──────── GIVEN DATA

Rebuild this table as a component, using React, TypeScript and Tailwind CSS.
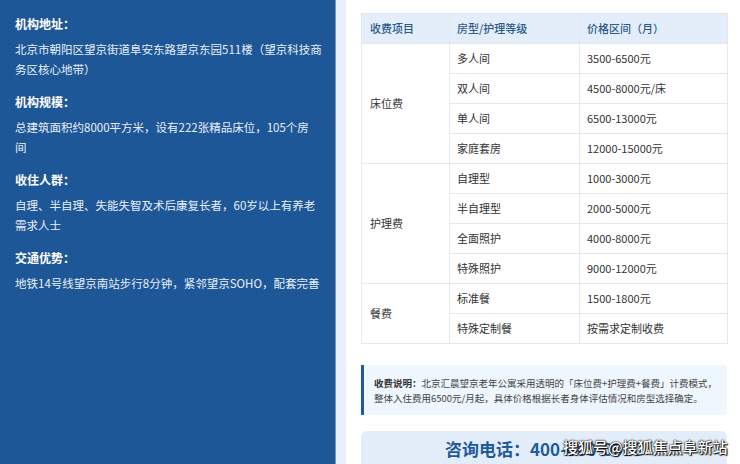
import React from "react";

const sections = [
  { label: "机构地址：", lines: ["北京市朝阳区望京街道阜安东路望京东园511楼（望京科技商", "务区核心地带）"] },
  { label: "机构规模：", lines: ["总建筑面积约8000平方米，设有222张精品床位，105个房", "间"] },
  { label: "收住人群：", lines: ["自理、半自理、失能失智及术后康复长者，60岁以上有养老", "需求人士"] },
  { label: "交通优势：", lines: ["地铁14号线望京南站步行8分钟，紧邻望京SOHO，配套完善"] },
];

const groups = [
  {
    name: "床位费",
    rows: [
      ["多人间", "3500-6500元"],
      ["双人间", "4500-8000元/床"],
      ["单人间", "6500-13000元"],
      ["家庭套房", "12000-15000元"],
    ],
  },
  {
    name: "护理费",
    rows: [
      ["自理型", "1000-3000元"],
      ["半自理型", "2000-5000元"],
      ["全面照护", "4000-8000元"],
      ["特殊照护", "9000-12000元"],
    ],
  },
  {
    name: "餐费",
    rows: [
      ["标准餐", "1500-1800元"],
      ["特殊定制餐", "按需求定制收费"],
    ],
  },
];

export default function App() {
  return (
    <div className="relative flex h-[464px] w-[740px] overflow-hidden bg-white font-['Noto_Sans_CJK_SC',sans-serif]">
      {/* Left panel */}
      <div className="w-[335px] shrink-0 bg-[#1e5798] px-[15px] pt-[15px]">
        <div className="flex flex-col gap-[14px]">
          {sections.map((s) => (
            <div key={s.label}>
              <div className="text-[12px] font-bold leading-[18px] text-white">{s.label}</div>
              <div className="mt-[6px] text-[11.5px] leading-[20px] text-[#e9eff7]">
                {s.lines.map((l) => (
                  <div key={l} className="whitespace-nowrap">{l}</div>
                ))}
              </div>
            </div>
          ))}
        </div>
      </div>
      <div className="w-[1px] shrink-0 bg-[#6f97c4]" />
      <div className="w-[10px] shrink-0 bg-[#e8f1fb]" />

      {/* Right content */}
      <div className="flex-1 pl-[15px] pt-[13px]">
        <table className="w-[366px] table-fixed border-collapse text-[11px]">
          <colgroup>
            <col className="w-[88px]" />
            <col className="w-[130px]" />
            <col className="w-[148px]" />
          </colgroup>
          <thead>
            <tr className="h-[30px] bg-[#e3eefa]">
              <th className="border border-[#e3e6ea] pl-[8px] text-left font-medium text-[#2d5a8c]">收费项目</th>
              <th className="border border-[#e3e6ea] pl-[7px] text-left font-medium text-[#2d5a8c]">房型/护理等级</th>
              <th className="border border-[#e3e6ea] pl-[7px] text-left font-medium text-[#2d5a8c]">价格区间（月）</th>
            </tr>
          </thead>
          <tbody>
            {groups.map((g) =>
              g.rows.map((r, i) => (
                <tr key={g.name + r[0]} className="h-[30px]">
                  {i === 0 && (
                    <td rowSpan={g.rows.length} className="border border-[#e6e8eb] pl-[8px] text-[#333]">
                      {g.name}
                    </td>
                  )}
                  <td className="border border-[#e6e8eb] pl-[7px] text-[#333]">{r[0]}</td>
                  <td className="border border-[#e6e8eb] pl-[7px] text-[#333]">{r[1]}</td>
                </tr>
              ))
            )}
          </tbody>
        </table>

        <div className="mt-[21px] w-[366px] rounded-r-[4px] border-l-[3px] border-[#1f5aa0] bg-[#eef6fe] pb-[10px] pl-[10px] pr-[6px] pt-[11px] text-[9.5px] leading-[14.5px] text-[#444]">
          <div className="whitespace-nowrap">
            <span className="font-bold text-[#333]">收费说明：</span>
            北京汇晨望京老年公寓采用透明的「床位费+护理费+餐费」计费模式，
          </div>
          <div className="whitespace-nowrap">整体入住费用6500元/月起，具体价格根据长者身体评估情况和房型选择确定。</div>
        </div>

        <div className="mt-[16px] w-[366px] rounded-[6px] bg-[#e3edf9] pb-[14px] pt-[8px] text-center text-[17px] font-bold leading-[20px] text-[#1f5a9c]">
          咨询电话：400-000-0000
        </div>
      </div>

      {/* Watermark overlay */}
      <div className="absolute left-[563px] top-[438px] whitespace-nowrap text-[15px] font-medium leading-[18px] text-white [text-shadow:0_0_2px_#000,0_0_1px_#000,1px_1px_1px_#000]">
        搜狐号@搜狐焦点阜新站
      </div>
    </div>
  );
}
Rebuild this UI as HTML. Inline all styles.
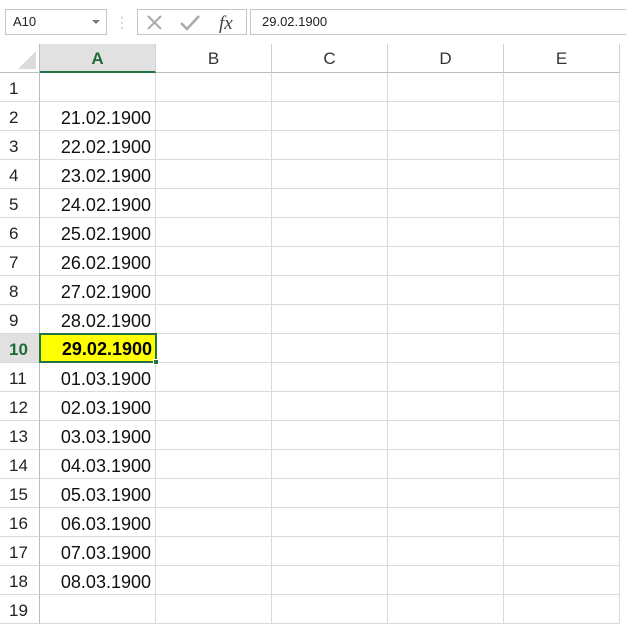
<!DOCTYPE html><html><head><style>
body{margin:0;width:626px;height:599px;overflow:hidden;background:#fff;font-family:"Liberation Sans",sans-serif;position:relative}
.a{position:absolute;box-sizing:border-box}
.rh{left:0;width:40px;height:29px;border-bottom:1px solid #dadada;border-right:1px solid #bdbdbd;background:#fff;color:#222;font-size:17px;line-height:31px;padding-left:9px}
.c{height:29px;border-bottom:1px solid #dadada;border-right:1px solid #dadada;width:116px;font-size:18px;line-height:32px;text-align:right;padding-right:4px;color:#111}
.ch{top:44px;height:29px;width:116px;border-right:1px solid #d0d0d0;border-bottom:1px solid #bdbdbd;text-align:center;font-size:17px;line-height:29px;color:#333}
</style></head><body>
<div class="a" style="left:5px;top:9px;width:102px;height:26px;border:1px solid #c6c6c6;font-size:13px;line-height:24px;padding-left:7px;color:#222">A10<span style="position:absolute;right:6px;top:10px;border-left:4px solid transparent;border-right:4px solid transparent;border-top:4px solid #777"></span></div>
<div class="a" style="left:120px;top:15px;color:#999;font-size:12px;line-height:5px">·<br>·<br>·</div>
<div class="a" style="left:137px;top:9px;width:110px;height:26px;border:1px solid #c6c6c6"></div>
<svg class="a" style="left:145px;top:13px" width="100" height="20"><path d="M3 3L16 16M16 3L3 16" stroke="#aaa" stroke-width="2" fill="none"/><path d="M36 10L42 16L54 3" stroke="#aaa" stroke-width="2.5" fill="none"/><text x="74" y="16" font-family="Liberation Serif" font-style="italic" font-size="19" fill="#444">fx</text></svg>
<div class="a" style="left:250px;top:9px;width:380px;height:26px;border:1px solid #c6c6c6;font-size:13px;line-height:24px;padding-left:11px;color:#222">29.02.1900</div>
<div class="a" style="left:0;top:44px;width:40px;height:29px;border-right:1px solid #bdbdbd;border-bottom:1px solid #bdbdbd"></div>
<svg class="a" style="left:18px;top:51px" width="18" height="18"><path d="M18 0V18H0Z" fill="#dcdcdc"/></svg>
<div class="a ch" style="left:40px;background:#e1e1e1;border-bottom:2px solid #217346;color:#1e6b3a;font-weight:bold">A</div>
<div class="a ch" style="left:156px">B</div>
<div class="a ch" style="left:272px">C</div>
<div class="a ch" style="left:388px">D</div>
<div class="a ch" style="left:504px">E</div>
<div id="g"></div>
<script>
var d=["","21.02.1900","22.02.1900","23.02.1900","24.02.1900","25.02.1900","26.02.1900","27.02.1900","28.02.1900","29.02.1900","01.03.1900","02.03.1900","03.03.1900","04.03.1900","05.03.1900","06.03.1900","07.03.1900","08.03.1900","",""];
var h="";for(var i=0;i<19;i++){var t=73+i*29,s=i==9;
h+='<div class="a rh" style="top:'+t+'px;'+(s?'background:#e1e1e1;color:#1e6b3a;font-weight:bold;':'')+'">'+(i+1)+'</div>';
for(var c=0;c<5;c++){h+='<div class="a c" style="top:'+t+'px;left:'+(40+c*116)+'px">'+(c==0?d[i]:'')+'</div>';}}
document.getElementById('g').innerHTML=h;
</script>
<div class="a" style="left:39px;top:333px;width:118px;height:30px;border:2px solid #217346;background:#ffff00;font-size:18px;font-weight:bold;line-height:29px;text-align:right;padding-right:3px;color:#000">29.02.1900</div>
<div class="a" style="left:153px;top:359px;width:6px;height:6px;background:#217346;border:1px solid #fff"></div>
</body></html>
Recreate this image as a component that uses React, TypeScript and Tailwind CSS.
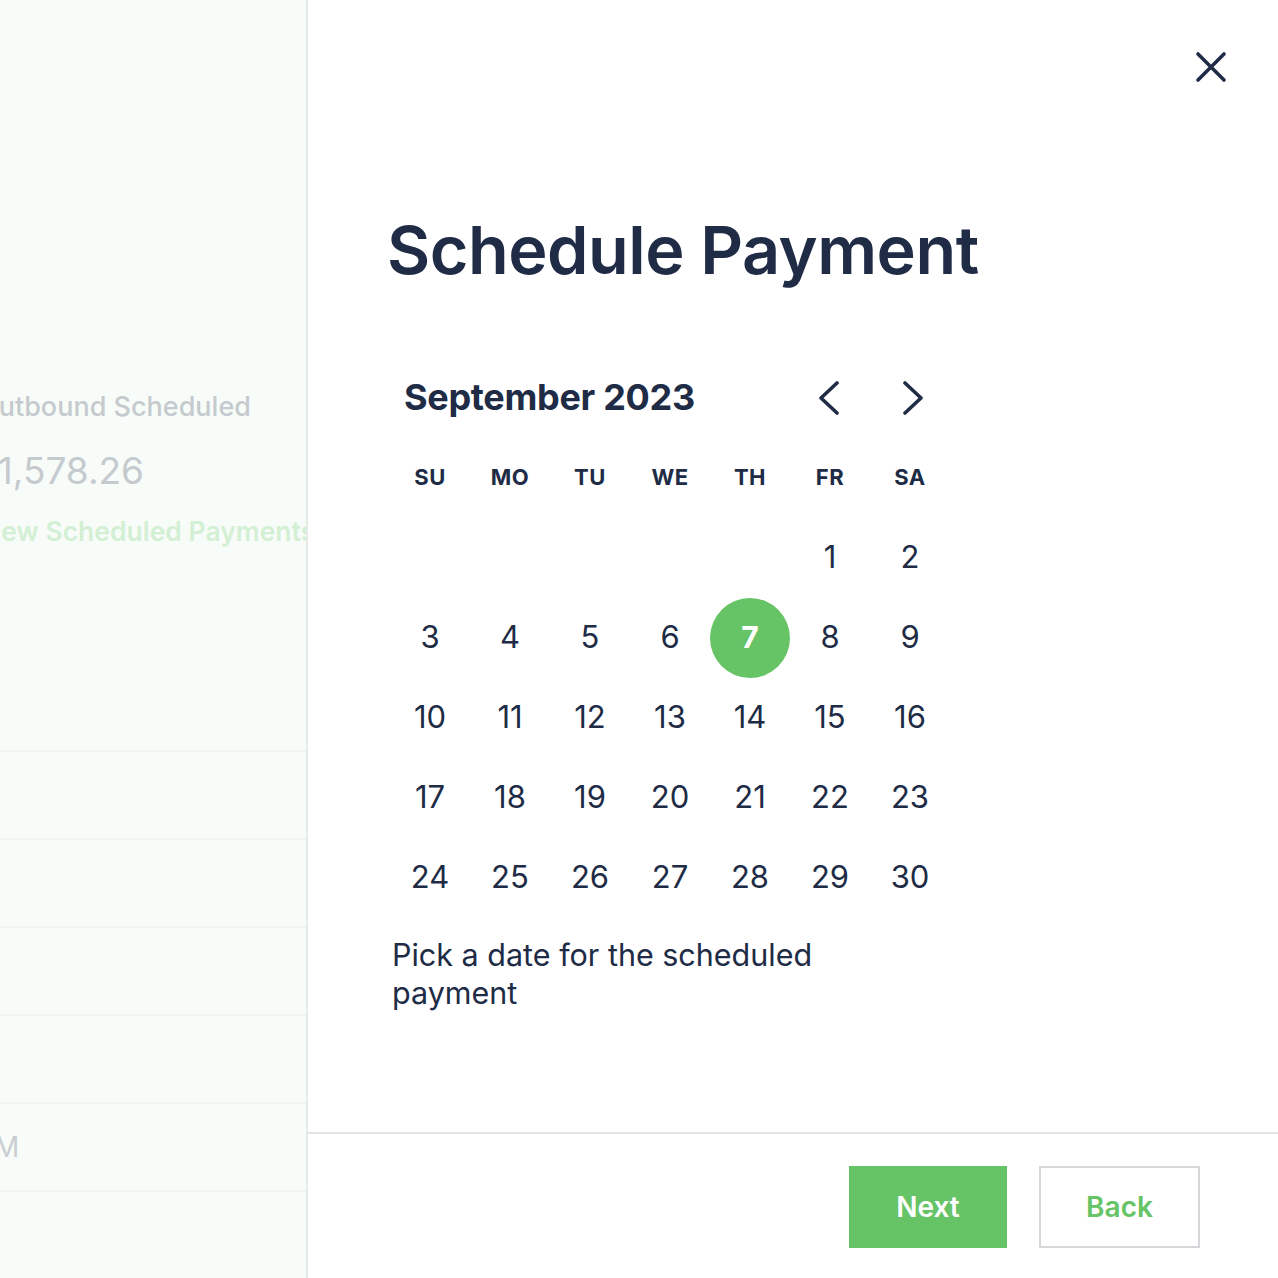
const weekdays = ['SU', 'MO', 'TU', 'WE', 'TH', 'FR', 'SA'];
const days: (number | null)[] = [
  null, null, null, null, null, 1, 2,
  ...Array.from({ length: 28 }, (_, i) => i + 3),
];

function Chevron({ dir }: { dir: 'left' | 'right' }) {
  return (
    <svg width="22" height="34" viewBox="0 0 22 34" fill="none" stroke="currentColor" strokeWidth="3.6" strokeLinecap="round" strokeLinejoin="round">
      {dir === 'left' ? <path d="M19 2 L3 17 L19 32" /> : <path d="M3 2 L19 17 L3 32" />}
    </svg>
  );
}

function CloseIcon() {
  return (
    <svg width="32" height="32" viewBox="0 0 32 32" fill="none" stroke="currentColor" strokeWidth="3.6" strokeLinecap="round">
      <path d="M3 3 L29 29 M29 3 L3 29" />
    </svg>
  );
}

function BackgroundPage() {
  return (
    <div className="w-[308px] shrink-0 overflow-hidden border-r-2 border-[#e6ebe7] bg-[#f8fcf9]">
      <div className="pt-[387px]">
        <p className="ml-[-22px] text-[27px] font-medium text-[#c5cace] whitespace-nowrap">Outbound Scheduled</p>
        <p className="ml-[-26px] mt-[19px] text-[37px] text-[#c5cace] whitespace-nowrap leading-[48px]">$1,578.26</p>
        <p className="ml-[-25px] mt-[17px] text-[26.5px] font-semibold text-[#d3efd4] whitespace-nowrap">View Scheduled Payments</p>
      </div>
      <div className="mt-[199px]">
        {[0, 1, 2, 3, 4, 5].map((i) => (
          <div key={i} className="h-[88px] border-t-2 border-[#eff4f0] flex items-center">
            {i === 4 && <span className="ml-[-24px] text-[28px] text-[#c9ced2]">PM</span>}
          </div>
        ))}
      </div>
    </div>
  );
}

export default function App() {
  return (
    <div
      className="flex h-[1278px] w-[1278px] overflow-hidden bg-white text-[#202b45]"
      style={{ fontFamily: 'Inter, "Noto Sans", sans-serif' }}
    >
      <BackgroundPage />
      <div className="flex flex-1 flex-col">
        <div className="flex justify-end pr-[51px] pt-[51px]">
          <button className="text-[#202b45]">
            <CloseIcon />
          </button>
        </div>
        <div className="flex-1 pl-[81px]">
          <h1 className="ml-[-2px] mt-[134px] text-[66.5px] font-semibold leading-none tracking-[-0.5px]">Schedule Payment</h1>
          <div className="ml-[1px] mt-[86px] w-[560px]">
            <div className="flex items-center justify-between pl-[14px] pr-[26px]">
              <span className="text-[36px] font-bold tracking-[-0.3px]">September 2023</span>
              <div className="flex items-center gap-[62px] pt-[2px]">
                <Chevron dir="left" />
                <Chevron dir="right" />
              </div>
            </div>
            <div className="mt-[36px] grid grid-cols-7">
              {weekdays.map((d) => (
                <div key={d} className="flex h-[59px] items-start justify-center pt-[1px] text-[22px] font-bold tracking-[0.5px]">
                  {d}
                </div>
              ))}
            </div>
            <div className="mt-[-1px] grid grid-cols-7">
              {days.map((d, i) => (
                <div key={i} className="flex h-[80px] items-center justify-center">
                  {d === 7 ? (
                    <div className="flex h-[80px] w-[80px] items-center justify-center rounded-full bg-[#66c466] text-[30px] font-bold text-white">
                      7
                    </div>
                  ) : (
                    <span className="text-[31px]">{d ?? ''}</span>
                  )}
                </div>
              ))}
            </div>
          </div>
          <p className="mt-[18px] w-[440px] pl-[3px] text-[30.5px] leading-[38px]">
            Pick a date for the scheduled payment
          </p>
        </div>
        <div className="flex h-[146px] justify-end gap-[32px] border-t-2 border-[#e4e4e7] pr-[78px] pt-[32px]">
          <button className="h-[82px] w-[158px] bg-[#66c466] text-[28px] font-semibold text-white">Next</button>
          <button className="h-[82px] w-[161px] border-2 border-[#d6d6db] bg-white text-[28px] font-semibold text-[#66c466]">
            Back
          </button>
        </div>
      </div>
    </div>
  );
}
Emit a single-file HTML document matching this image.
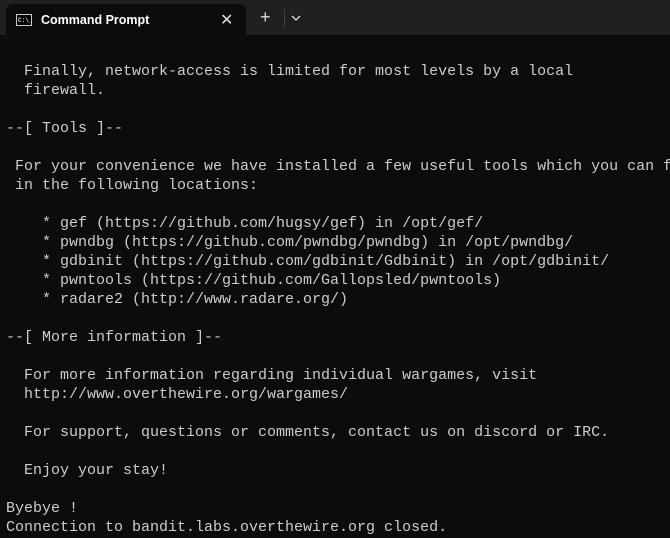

────────────────

» YOUR GOAL
In the lines above, find each one with "component" and list it.

» ANSWER FOR THE TASK
Rebuild this table as a component, using React, TypeScript and Tailwind CSS.
Recreate this image as a component that uses React, TypeScript and Tailwind CSS.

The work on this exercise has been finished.